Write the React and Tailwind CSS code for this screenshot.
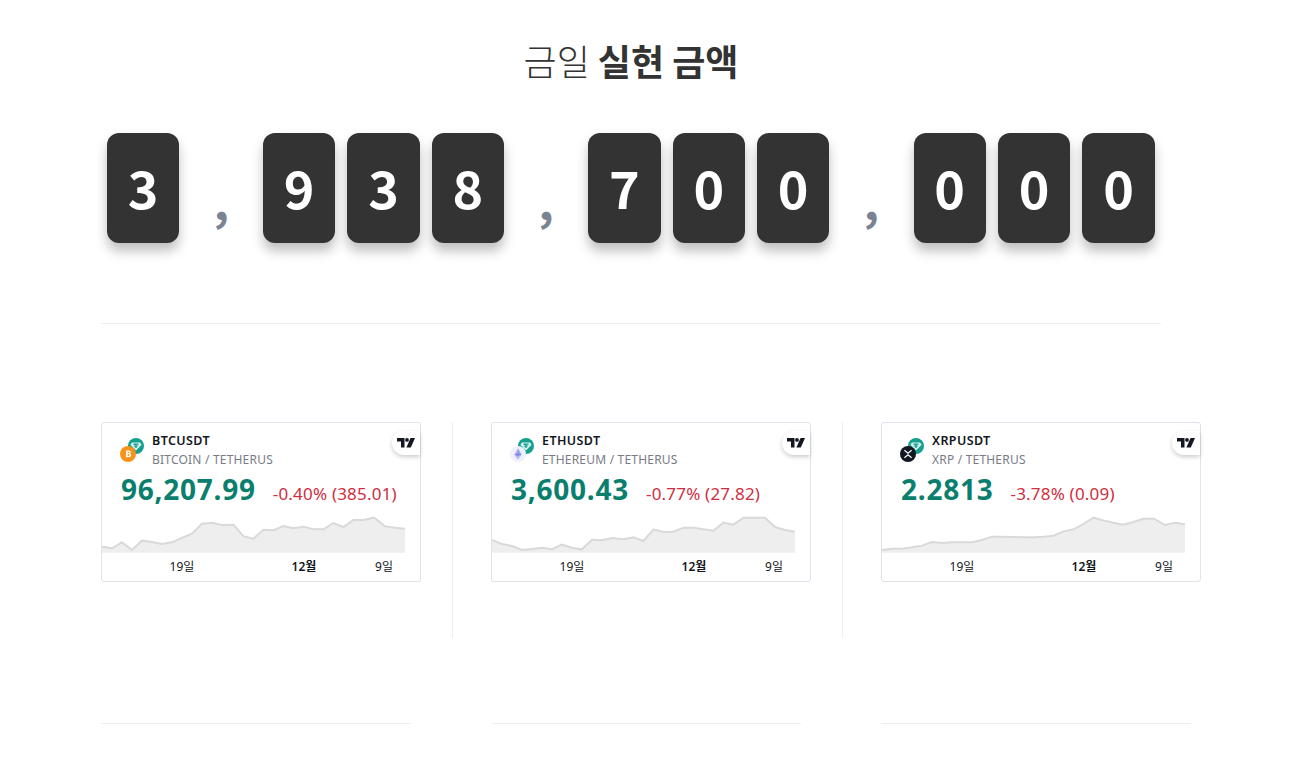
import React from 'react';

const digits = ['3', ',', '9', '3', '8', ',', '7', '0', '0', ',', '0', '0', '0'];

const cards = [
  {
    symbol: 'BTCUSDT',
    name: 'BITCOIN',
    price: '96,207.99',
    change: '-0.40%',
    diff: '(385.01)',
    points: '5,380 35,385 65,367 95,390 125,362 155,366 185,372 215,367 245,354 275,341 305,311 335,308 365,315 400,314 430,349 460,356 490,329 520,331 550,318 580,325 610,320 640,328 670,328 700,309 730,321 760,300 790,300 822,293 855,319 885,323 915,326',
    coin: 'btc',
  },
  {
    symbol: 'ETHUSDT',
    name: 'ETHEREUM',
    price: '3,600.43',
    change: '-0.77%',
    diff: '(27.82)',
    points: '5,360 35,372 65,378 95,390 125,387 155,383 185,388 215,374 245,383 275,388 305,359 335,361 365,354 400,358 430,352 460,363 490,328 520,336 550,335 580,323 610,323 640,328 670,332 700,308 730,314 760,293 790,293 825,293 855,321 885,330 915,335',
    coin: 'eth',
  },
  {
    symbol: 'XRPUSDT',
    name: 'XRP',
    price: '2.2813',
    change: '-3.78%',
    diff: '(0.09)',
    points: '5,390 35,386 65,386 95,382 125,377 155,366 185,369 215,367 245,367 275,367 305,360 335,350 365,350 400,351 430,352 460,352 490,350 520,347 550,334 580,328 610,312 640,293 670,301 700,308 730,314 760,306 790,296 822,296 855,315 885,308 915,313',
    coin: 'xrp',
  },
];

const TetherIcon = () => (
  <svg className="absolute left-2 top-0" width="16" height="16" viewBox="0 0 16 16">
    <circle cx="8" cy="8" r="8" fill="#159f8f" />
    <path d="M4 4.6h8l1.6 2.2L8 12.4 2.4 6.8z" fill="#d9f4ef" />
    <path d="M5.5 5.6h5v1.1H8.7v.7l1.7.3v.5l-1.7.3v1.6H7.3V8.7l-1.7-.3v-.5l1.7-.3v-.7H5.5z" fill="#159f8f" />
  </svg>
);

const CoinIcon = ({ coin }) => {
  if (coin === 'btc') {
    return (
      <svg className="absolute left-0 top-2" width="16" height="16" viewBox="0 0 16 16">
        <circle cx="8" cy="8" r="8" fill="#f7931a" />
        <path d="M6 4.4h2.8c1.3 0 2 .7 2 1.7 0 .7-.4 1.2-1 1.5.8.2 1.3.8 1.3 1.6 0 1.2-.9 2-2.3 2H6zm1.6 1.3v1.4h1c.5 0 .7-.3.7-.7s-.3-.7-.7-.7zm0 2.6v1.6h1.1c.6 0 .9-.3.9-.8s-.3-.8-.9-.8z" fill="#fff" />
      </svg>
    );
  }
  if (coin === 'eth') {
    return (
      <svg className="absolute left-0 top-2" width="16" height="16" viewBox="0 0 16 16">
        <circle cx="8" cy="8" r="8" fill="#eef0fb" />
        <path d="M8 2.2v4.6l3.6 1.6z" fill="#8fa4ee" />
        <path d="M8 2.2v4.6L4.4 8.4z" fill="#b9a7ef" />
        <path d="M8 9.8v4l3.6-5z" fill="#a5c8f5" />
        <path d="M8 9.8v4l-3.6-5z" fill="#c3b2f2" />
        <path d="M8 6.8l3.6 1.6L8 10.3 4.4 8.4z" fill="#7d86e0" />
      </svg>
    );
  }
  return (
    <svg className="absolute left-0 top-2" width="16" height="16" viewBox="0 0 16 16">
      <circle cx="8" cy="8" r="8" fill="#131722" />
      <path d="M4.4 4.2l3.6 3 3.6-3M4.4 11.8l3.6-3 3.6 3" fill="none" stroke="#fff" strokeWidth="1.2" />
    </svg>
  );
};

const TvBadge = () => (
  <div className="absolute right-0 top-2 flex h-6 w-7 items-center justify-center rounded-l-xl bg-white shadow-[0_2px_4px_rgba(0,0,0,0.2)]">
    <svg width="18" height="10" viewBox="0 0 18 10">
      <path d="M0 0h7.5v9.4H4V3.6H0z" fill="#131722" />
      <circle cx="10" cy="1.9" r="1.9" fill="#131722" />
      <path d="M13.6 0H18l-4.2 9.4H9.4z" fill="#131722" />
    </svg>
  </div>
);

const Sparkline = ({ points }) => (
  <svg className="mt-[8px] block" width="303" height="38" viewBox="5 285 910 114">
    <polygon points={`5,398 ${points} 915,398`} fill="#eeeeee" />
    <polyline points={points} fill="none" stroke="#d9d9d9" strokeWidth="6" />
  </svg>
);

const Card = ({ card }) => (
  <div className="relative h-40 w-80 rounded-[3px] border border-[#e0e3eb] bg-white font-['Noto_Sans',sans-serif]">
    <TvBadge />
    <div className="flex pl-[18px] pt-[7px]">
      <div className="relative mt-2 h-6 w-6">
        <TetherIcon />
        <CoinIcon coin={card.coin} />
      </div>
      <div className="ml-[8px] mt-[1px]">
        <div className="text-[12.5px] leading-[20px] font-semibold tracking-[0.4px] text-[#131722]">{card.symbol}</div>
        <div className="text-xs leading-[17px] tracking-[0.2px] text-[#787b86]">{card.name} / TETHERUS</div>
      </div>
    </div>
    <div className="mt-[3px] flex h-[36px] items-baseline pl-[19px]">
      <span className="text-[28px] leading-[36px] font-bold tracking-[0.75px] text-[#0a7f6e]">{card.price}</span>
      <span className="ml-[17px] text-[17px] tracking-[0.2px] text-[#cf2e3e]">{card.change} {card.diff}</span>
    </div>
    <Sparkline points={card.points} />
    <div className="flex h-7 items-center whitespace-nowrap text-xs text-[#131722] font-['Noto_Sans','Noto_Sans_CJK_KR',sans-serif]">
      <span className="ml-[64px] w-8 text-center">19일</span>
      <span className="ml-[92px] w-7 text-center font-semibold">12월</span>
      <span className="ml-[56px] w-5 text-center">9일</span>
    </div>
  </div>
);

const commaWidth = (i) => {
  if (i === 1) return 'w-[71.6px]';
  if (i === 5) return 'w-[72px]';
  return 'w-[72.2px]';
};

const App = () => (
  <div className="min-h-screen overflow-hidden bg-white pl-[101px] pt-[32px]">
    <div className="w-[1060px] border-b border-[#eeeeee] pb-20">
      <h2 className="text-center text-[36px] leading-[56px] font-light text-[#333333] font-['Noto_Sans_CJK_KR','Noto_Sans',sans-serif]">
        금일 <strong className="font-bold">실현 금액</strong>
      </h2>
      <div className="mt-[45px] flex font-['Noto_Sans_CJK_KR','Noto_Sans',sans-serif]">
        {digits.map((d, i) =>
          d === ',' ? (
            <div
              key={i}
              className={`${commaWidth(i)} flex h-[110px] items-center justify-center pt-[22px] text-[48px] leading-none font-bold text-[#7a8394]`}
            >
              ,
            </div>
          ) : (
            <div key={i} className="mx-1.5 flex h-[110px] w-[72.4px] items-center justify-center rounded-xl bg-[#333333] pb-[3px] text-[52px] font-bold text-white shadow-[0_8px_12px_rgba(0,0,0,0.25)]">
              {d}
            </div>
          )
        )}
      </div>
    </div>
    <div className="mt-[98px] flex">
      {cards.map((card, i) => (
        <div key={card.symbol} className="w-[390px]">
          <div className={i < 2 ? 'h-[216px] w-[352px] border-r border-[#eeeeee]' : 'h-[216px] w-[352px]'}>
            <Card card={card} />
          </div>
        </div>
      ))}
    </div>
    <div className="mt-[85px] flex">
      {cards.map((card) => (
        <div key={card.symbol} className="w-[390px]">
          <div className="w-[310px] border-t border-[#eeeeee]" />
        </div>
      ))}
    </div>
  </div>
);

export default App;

......

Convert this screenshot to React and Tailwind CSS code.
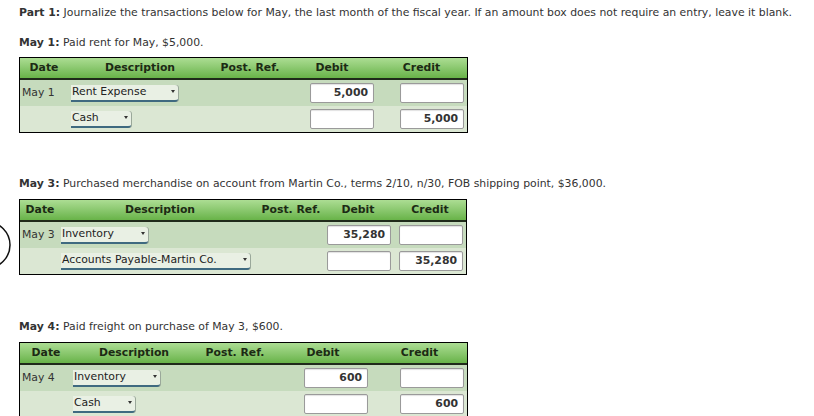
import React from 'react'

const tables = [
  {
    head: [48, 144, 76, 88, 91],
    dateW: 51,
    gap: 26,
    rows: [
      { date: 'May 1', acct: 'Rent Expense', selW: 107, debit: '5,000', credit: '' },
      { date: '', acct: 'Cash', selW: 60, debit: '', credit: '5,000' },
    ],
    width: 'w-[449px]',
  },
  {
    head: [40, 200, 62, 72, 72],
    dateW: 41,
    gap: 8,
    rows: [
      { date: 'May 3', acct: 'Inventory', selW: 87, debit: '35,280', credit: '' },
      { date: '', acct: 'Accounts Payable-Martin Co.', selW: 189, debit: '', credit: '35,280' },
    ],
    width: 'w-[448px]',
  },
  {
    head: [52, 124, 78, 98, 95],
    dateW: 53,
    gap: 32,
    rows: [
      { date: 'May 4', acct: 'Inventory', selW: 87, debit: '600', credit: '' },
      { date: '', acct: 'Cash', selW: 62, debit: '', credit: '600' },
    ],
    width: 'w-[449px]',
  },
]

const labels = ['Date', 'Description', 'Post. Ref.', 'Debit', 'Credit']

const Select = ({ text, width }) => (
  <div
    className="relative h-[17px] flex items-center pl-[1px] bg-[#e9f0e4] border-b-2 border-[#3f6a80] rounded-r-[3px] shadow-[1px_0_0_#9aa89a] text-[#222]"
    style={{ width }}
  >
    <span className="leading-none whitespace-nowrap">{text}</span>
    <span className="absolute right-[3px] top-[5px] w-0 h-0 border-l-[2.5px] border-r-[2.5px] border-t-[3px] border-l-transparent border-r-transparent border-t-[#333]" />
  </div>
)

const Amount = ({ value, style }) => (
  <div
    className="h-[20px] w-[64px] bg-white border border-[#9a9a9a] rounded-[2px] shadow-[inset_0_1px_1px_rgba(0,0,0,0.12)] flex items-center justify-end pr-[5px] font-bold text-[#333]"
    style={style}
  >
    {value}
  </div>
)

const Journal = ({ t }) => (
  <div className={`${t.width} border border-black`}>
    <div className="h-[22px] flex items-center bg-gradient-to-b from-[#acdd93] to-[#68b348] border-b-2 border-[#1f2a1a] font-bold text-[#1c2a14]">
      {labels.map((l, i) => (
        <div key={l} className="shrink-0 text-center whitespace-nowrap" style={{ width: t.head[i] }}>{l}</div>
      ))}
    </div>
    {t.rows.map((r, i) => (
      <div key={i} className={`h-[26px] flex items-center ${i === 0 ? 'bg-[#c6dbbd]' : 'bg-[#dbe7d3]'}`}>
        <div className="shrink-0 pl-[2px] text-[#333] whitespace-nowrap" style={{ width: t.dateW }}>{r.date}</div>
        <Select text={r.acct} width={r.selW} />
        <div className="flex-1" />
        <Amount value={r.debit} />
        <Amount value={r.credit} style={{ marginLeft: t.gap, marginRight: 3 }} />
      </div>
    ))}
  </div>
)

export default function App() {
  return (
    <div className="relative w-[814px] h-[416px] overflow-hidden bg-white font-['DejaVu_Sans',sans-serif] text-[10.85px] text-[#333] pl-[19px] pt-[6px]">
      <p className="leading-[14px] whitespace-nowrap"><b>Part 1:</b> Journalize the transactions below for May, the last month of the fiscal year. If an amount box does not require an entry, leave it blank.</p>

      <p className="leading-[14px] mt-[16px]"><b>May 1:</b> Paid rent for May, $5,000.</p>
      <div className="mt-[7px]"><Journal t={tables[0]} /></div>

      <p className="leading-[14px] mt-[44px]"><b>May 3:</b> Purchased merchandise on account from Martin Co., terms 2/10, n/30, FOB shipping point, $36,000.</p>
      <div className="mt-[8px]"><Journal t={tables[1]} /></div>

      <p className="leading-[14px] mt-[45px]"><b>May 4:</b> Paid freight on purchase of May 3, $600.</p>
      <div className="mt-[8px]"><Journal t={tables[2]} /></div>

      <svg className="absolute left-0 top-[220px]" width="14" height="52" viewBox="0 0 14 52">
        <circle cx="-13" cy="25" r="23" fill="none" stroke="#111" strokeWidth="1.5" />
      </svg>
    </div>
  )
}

......

* [Your objective] How many lines in the records above contain the word "screenshot"? Reply with the number alone.

* [Solution for this problem] 2